== GIVEN TASK ==
Please output every line of the material as it stands, without the pictures.

== DATA LINES ==
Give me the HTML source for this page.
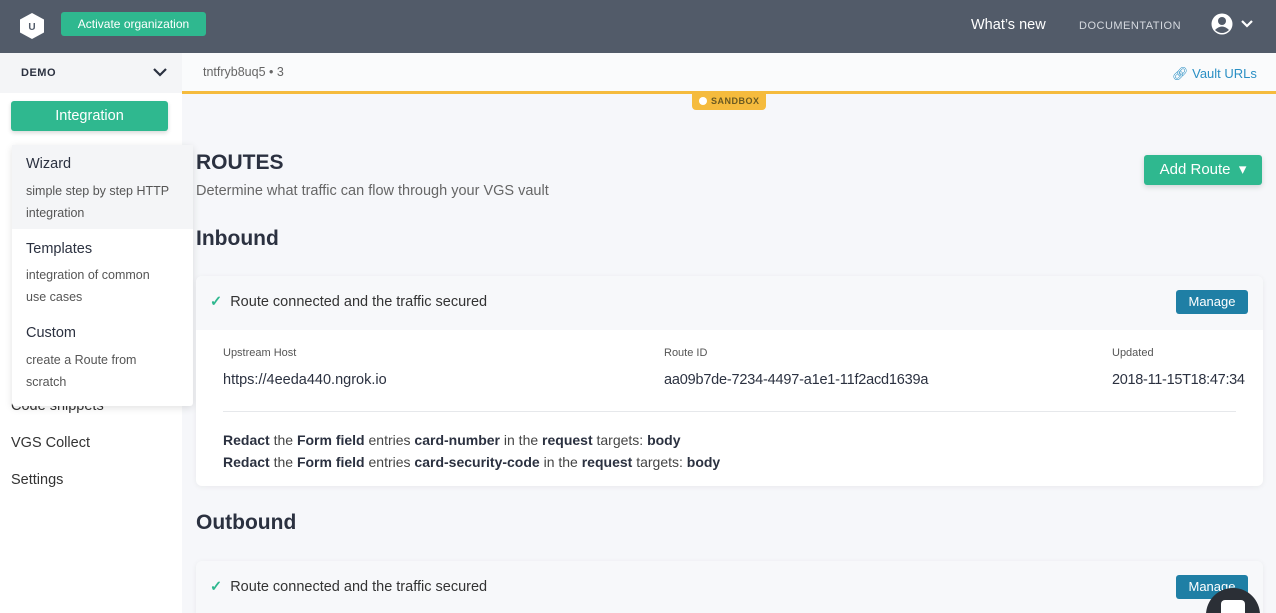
<!DOCTYPE html>
<html style="width:1276px;height:613px;overflow:hidden"><head><meta charset="utf-8"><style>
*{margin:0;padding:0;box-sizing:border-box}
body{width:1276px;height:613px;overflow:hidden;background:#f6f7fa;font-family:"Liberation Sans",sans-serif;color:#2b3140;position:relative}
.a{position:absolute}
.hdr{left:0;top:0;width:1276px;height:53px;background:#525b69}
.btn{background:#2fb88f;color:#fff;border-radius:3px;text-align:center}
.side{left:0;top:53px;width:182px;height:560px;background:#fff}
.card{background:#fff;border-radius:6px;box-shadow:0 1px 6px rgba(0,0,0,.06)}
.mg{background:#1f7fa5;color:#fff;font-size:13px;border-radius:3px;text-align:center;line-height:24px}
.lbl{font-size:11px;color:#555}
.val{font-size:14.5px;color:#2b3140}
b{color:#2b3140}
</style></head><body>
<div class="a hdr"></div>
<svg class="a" style="left:19px;top:12px" width="26" height="28" viewBox="0 0 26 28"><polygon points="13,1 25,7.5 25,20.5 13,27 1,20.5 1,7.5" fill="#fff"/><text x="13" y="18" font-size="10" font-weight="bold" text-anchor="middle" fill="#525b69" font-family="Liberation Sans">U</text></svg>
<div class="a btn" style="left:61px;top:12px;width:145px;height:24px;line-height:24px;font-size:12px">Activate organization</div>
<div class="a" style="left:971px;top:17px;color:#fff;font-size:14.5px">What’s new</div>
<div class="a" style="left:1079px;top:20px;color:#d6dae0;font-size:11px;letter-spacing:.5px">DOCUMENTATION</div>
<svg class="a" style="left:1211px;top:13px" width="46" height="24"><circle cx="11" cy="11" r="10.5" fill="#fff"/><circle cx="11" cy="8" r="4" fill="#525b69"/><path d="M4 17 Q11 10 18 17 Q11 23 4 17Z" fill="#525b69"/><path d="M31 8 l5 5 l5 -5" stroke="#fff" stroke-width="2.2" fill="none"/></svg>
<div class="a side"></div>
<div class="a" style="left:0;top:53px;width:182px;height:40px;background:#f4f5f7"></div>
<div class="a" style="left:21px;top:67px;font-size:11px;font-weight:bold;letter-spacing:.5px">DEMO</div>
<svg class="a" style="left:153px;top:67px" width="14" height="10"><path d="M1 2 l6 6 l6 -6" stroke="#2b3140" stroke-width="2.2" fill="none"/></svg>
<div class="a" style="left:182px;top:53px;width:1094px;height:39px;background:#fafbfc"></div>
<div class="a" style="left:203px;top:65px;font-size:12.5px;color:#666">tntfryb8uq5 • 3</div>
<div class="a" style="left:1172px;top:66px;font-size:13px;color:#2a8fc4">🔗︎ Vault URLs</div>
<div class="a" style="left:182px;top:91px;width:1094px;height:3px;background:#f5bb3d"></div>
<div class="a" style="left:692px;top:92px;width:74px;height:18px;background:#f5bb3d;border-radius:0 0 4px 4px;font-size:9px;font-weight:bold;letter-spacing:.5px;color:#6b5a22;line-height:18px;padding-left:7px"><span style="display:inline-block;width:8px;height:8px;border-radius:50%;background:#fff;margin-right:4px;vertical-align:-1px"></span>SANDBOX</div>
<div class="a btn" style="left:11px;top:101px;width:157px;height:30px;line-height:30px;font-size:14.5px;box-shadow:0 2px 4px rgba(0,0,0,.15)">Integration</div>
<div class="a" style="left:11px;top:398px;font-size:14.5px;color:#333">Code snippets</div>
<div class="a" style="left:11px;top:435px;font-size:14.5px;color:#333">VGS Collect</div>
<div class="a" style="left:11px;top:472px;font-size:14.5px;color:#333">Settings</div>
<div class="a" style="left:12px;top:145px;width:181px;height:261px;background:#fff;box-shadow:0 2px 8px rgba(0,0,0,.12);border-radius:3px"></div>
<div class="a" style="left:12px;top:145px;width:181px;height:84px;background:#f4f5f7"></div>
<div class="a" style="left:26px;top:156px;font-size:14.5px">Wizard</div>
<div class="a" style="left:26px;top:180px;font-size:12.5px;color:#555;line-height:22px;width:160px">simple step by step HTTP integration</div>
<div class="a" style="left:26px;top:241px;font-size:14.5px">Templates</div>
<div class="a" style="left:26px;top:264px;font-size:12.5px;color:#555;line-height:22px;width:140px">integration of common use cases</div>
<div class="a" style="left:26px;top:325px;font-size:14.5px">Custom</div>
<div class="a" style="left:26px;top:349px;font-size:12.5px;color:#555;line-height:22px;width:125px">create a Route from scratch</div>
<div class="a" style="left:196px;top:151px;font-size:21px;font-weight:bold">ROUTES</div>
<div class="a" style="left:196px;top:183px;font-size:14.5px;color:#666">Determine what traffic can flow through your VGS vault</div>
<div class="a btn" style="left:1144px;top:155px;width:118px;height:30px;line-height:30px;font-size:15px;box-shadow:0 2px 6px rgba(0,0,0,.15)">Add Route &nbsp;▾</div>
<div class="a" style="left:196px;top:227px;font-size:21px;font-weight:bold">Inbound</div>
<div class="a card" style="left:196px;top:276px;width:1067px;height:210px"></div>
<div class="a" style="left:196px;top:276px;width:1067px;height:54px;background:#f7f8fa;border-radius:6px 6px 0 0"></div>
<div class="a" style="left:210px;top:294px;font-size:14.5px;color:#333"><span style="color:#2fb88f;font-weight:bold">✓</span>&nbsp; Route connected and the traffic secured</div>
<div class="a mg" style="left:1176px;top:290px;width:72px">Manage</div>
<div class="a lbl" style="left:223px;top:347px">Upstream Host</div>
<div class="a lbl" style="left:664px;top:347px">Route ID</div>
<div class="a lbl" style="left:1112px;top:347px">Updated</div>
<div class="a val" style="left:223px;top:372px">https://4eeda440.ngrok.io</div>
<div class="a val" style="left:664px;top:372px;letter-spacing:-.2px">aa09b7de-7234-4497-a1e1-11f2acd1639a</div>
<div class="a val" style="left:1112px;top:372px;letter-spacing:-.3px">2018-11-15T18:47:34</div>
<div class="a" style="left:223px;top:411px;width:1013px;height:1px;background:#e6e8eb"></div>
<div class="a" style="left:223px;top:429px;font-size:14px;line-height:22px;color:#444"><b>Redact</b> the <b>Form field</b> entries <b>card-number</b> in the <b>request</b> targets: <b>body</b><br><b>Redact</b> the <b>Form field</b> entries <b>card-security-code</b> in the <b>request</b> targets: <b>body</b></div>
<div class="a" style="left:196px;top:511px;font-size:21px;font-weight:bold">Outbound</div>
<div class="a card" style="left:196px;top:561px;width:1067px;height:60px;background:#f7f8fa"></div>
<div class="a" style="left:210px;top:579px;font-size:14.5px;color:#333"><span style="color:#2fb88f;font-weight:bold">✓</span>&nbsp; Route connected and the traffic secured</div>
<div class="a mg" style="left:1176px;top:575px;width:72px">Manage</div>
<div class="a" style="left:1206px;top:588px;width:54px;height:54px;border-radius:50%;background:#2b2f36"></div>
<div class="a" style="left:1221px;top:600px;width:24px;height:20px;border-radius:4px;background:#fff"></div>
</body></html>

== EXPECTED ANSWER ==
Give me the HTML source for this page.
<!DOCTYPE html>
<html style="width:1276px;height:613px;overflow:hidden"><head><meta charset="utf-8"><style>
*{margin:0;padding:0;box-sizing:border-box}
body{width:1276px;height:613px;overflow:hidden;background:#f6f7fa;font-family:"Liberation Sans",sans-serif;color:#2b3140;position:relative}
.a{position:absolute}
.hdr{left:0;top:0;width:1276px;height:53px;background:#525b69}
.btn{background:#2fb88f;color:#fff;border-radius:3px;text-align:center}
.side{left:0;top:53px;width:182px;height:560px;background:#fff}
.card{background:#fff;border-radius:6px;box-shadow:0 1px 6px rgba(0,0,0,.06)}
.mg{background:#1f7fa5;color:#fff;font-size:13px;border-radius:3px;text-align:center;line-height:24px}
.lbl{font-size:11px;color:#555}
.val{font-size:14.5px;color:#2b3140}
b{color:#2b3140}
</style></head><body>
<div class="a hdr"></div>
<svg class="a" style="left:19px;top:12px" width="26" height="28" viewBox="0 0 26 28"><polygon points="13,1 25,7.5 25,20.5 13,27 1,20.5 1,7.5" fill="#fff"/><text x="13" y="18" font-size="10" font-weight="bold" text-anchor="middle" fill="#525b69" font-family="Liberation Sans">U</text></svg>
<div class="a btn" style="left:61px;top:12px;width:145px;height:24px;line-height:24px;font-size:12px">Activate organization</div>
<div class="a" style="left:971px;top:17px;color:#fff;font-size:14.5px">What’s new</div>
<div class="a" style="left:1079px;top:20px;color:#d6dae0;font-size:11px;letter-spacing:.5px">DOCUMENTATION</div>
<svg class="a" style="left:1211px;top:13px" width="46" height="24"><circle cx="11" cy="11" r="10.5" fill="#fff"/><circle cx="11" cy="8" r="4" fill="#525b69"/><path d="M4 17 Q11 10 18 17 Q11 23 4 17Z" fill="#525b69"/><path d="M31 8 l5 5 l5 -5" stroke="#fff" stroke-width="2.2" fill="none"/></svg>
<div class="a side"></div>
<div class="a" style="left:0;top:53px;width:182px;height:40px;background:#f4f5f7"></div>
<div class="a" style="left:21px;top:67px;font-size:11px;font-weight:bold;letter-spacing:.5px">DEMO</div>
<svg class="a" style="left:153px;top:67px" width="14" height="10"><path d="M1 2 l6 6 l6 -6" stroke="#2b3140" stroke-width="2.2" fill="none"/></svg>
<div class="a" style="left:182px;top:53px;width:1094px;height:39px;background:#fafbfc"></div>
<div class="a" style="left:203px;top:65px;font-size:12.5px;color:#666">tntfryb8uq5 • 3</div>
<div class="a" style="left:1172px;top:66px;font-size:13px;color:#2a8fc4">🔗︎ Vault URLs</div>
<div class="a" style="left:182px;top:91px;width:1094px;height:3px;background:#f5bb3d"></div>
<div class="a" style="left:692px;top:92px;width:74px;height:18px;background:#f5bb3d;border-radius:0 0 4px 4px;font-size:9px;font-weight:bold;letter-spacing:.5px;color:#6b5a22;line-height:18px;padding-left:7px"><span style="display:inline-block;width:8px;height:8px;border-radius:50%;background:#fff;margin-right:4px;vertical-align:-1px"></span>SANDBOX</div>
<div class="a btn" style="left:11px;top:101px;width:157px;height:30px;line-height:30px;font-size:14.5px;box-shadow:0 2px 4px rgba(0,0,0,.15)">Integration</div>
<div class="a" style="left:11px;top:398px;font-size:14.5px;color:#333">Code snippets</div>
<div class="a" style="left:11px;top:435px;font-size:14.5px;color:#333">VGS Collect</div>
<div class="a" style="left:11px;top:472px;font-size:14.5px;color:#333">Settings</div>
<div class="a" style="left:12px;top:145px;width:181px;height:261px;background:#fff;box-shadow:0 2px 8px rgba(0,0,0,.12);border-radius:3px"></div>
<div class="a" style="left:12px;top:145px;width:181px;height:84px;background:#f4f5f7"></div>
<div class="a" style="left:26px;top:156px;font-size:14.5px">Wizard</div>
<div class="a" style="left:26px;top:180px;font-size:12.5px;color:#555;line-height:22px;width:160px">simple step by step HTTP integration</div>
<div class="a" style="left:26px;top:241px;font-size:14.5px">Templates</div>
<div class="a" style="left:26px;top:264px;font-size:12.5px;color:#555;line-height:22px;width:140px">integration of common use cases</div>
<div class="a" style="left:26px;top:325px;font-size:14.5px">Custom</div>
<div class="a" style="left:26px;top:349px;font-size:12.5px;color:#555;line-height:22px;width:125px">create a Route from scratch</div>
<div class="a" style="left:196px;top:151px;font-size:21px;font-weight:bold">ROUTES</div>
<div class="a" style="left:196px;top:183px;font-size:14.5px;color:#666">Determine what traffic can flow through your VGS vault</div>
<div class="a btn" style="left:1144px;top:155px;width:118px;height:30px;line-height:30px;font-size:15px;box-shadow:0 2px 6px rgba(0,0,0,.15)">Add Route &nbsp;▾</div>
<div class="a" style="left:196px;top:227px;font-size:21px;font-weight:bold">Inbound</div>
<div class="a card" style="left:196px;top:276px;width:1067px;height:210px"></div>
<div class="a" style="left:196px;top:276px;width:1067px;height:54px;background:#f7f8fa;border-radius:6px 6px 0 0"></div>
<div class="a" style="left:210px;top:294px;font-size:14.5px;color:#333"><span style="color:#2fb88f;font-weight:bold">✓</span>&nbsp; Route connected and the traffic secured</div>
<div class="a mg" style="left:1176px;top:290px;width:72px">Manage</div>
<div class="a lbl" style="left:223px;top:347px">Upstream Host</div>
<div class="a lbl" style="left:664px;top:347px">Route ID</div>
<div class="a lbl" style="left:1112px;top:347px">Updated</div>
<div class="a val" style="left:223px;top:372px">https://4eeda440.ngrok.io</div>
<div class="a val" style="left:664px;top:372px;letter-spacing:-.2px">aa09b7de-7234-4497-a1e1-11f2acd1639a</div>
<div class="a val" style="left:1112px;top:372px;letter-spacing:-.3px">2018-11-15T18:47:34</div>
<div class="a" style="left:223px;top:411px;width:1013px;height:1px;background:#e6e8eb"></div>
<div class="a" style="left:223px;top:429px;font-size:14px;line-height:22px;color:#444"><b>Redact</b> the <b>Form field</b> entries <b>card-number</b> in the <b>request</b> targets: <b>body</b><br><b>Redact</b> the <b>Form field</b> entries <b>card-security-code</b> in the <b>request</b> targets: <b>body</b></div>
<div class="a" style="left:196px;top:511px;font-size:21px;font-weight:bold">Outbound</div>
<div class="a card" style="left:196px;top:561px;width:1067px;height:60px;background:#f7f8fa"></div>
<div class="a" style="left:210px;top:579px;font-size:14.5px;color:#333"><span style="color:#2fb88f;font-weight:bold">✓</span>&nbsp; Route connected and the traffic secured</div>
<div class="a mg" style="left:1176px;top:575px;width:72px">Manage</div>
<div class="a" style="left:1206px;top:588px;width:54px;height:54px;border-radius:50%;background:#2b2f36"></div>
<div class="a" style="left:1221px;top:600px;width:24px;height:20px;border-radius:4px;background:#fff"></div>
</body></html>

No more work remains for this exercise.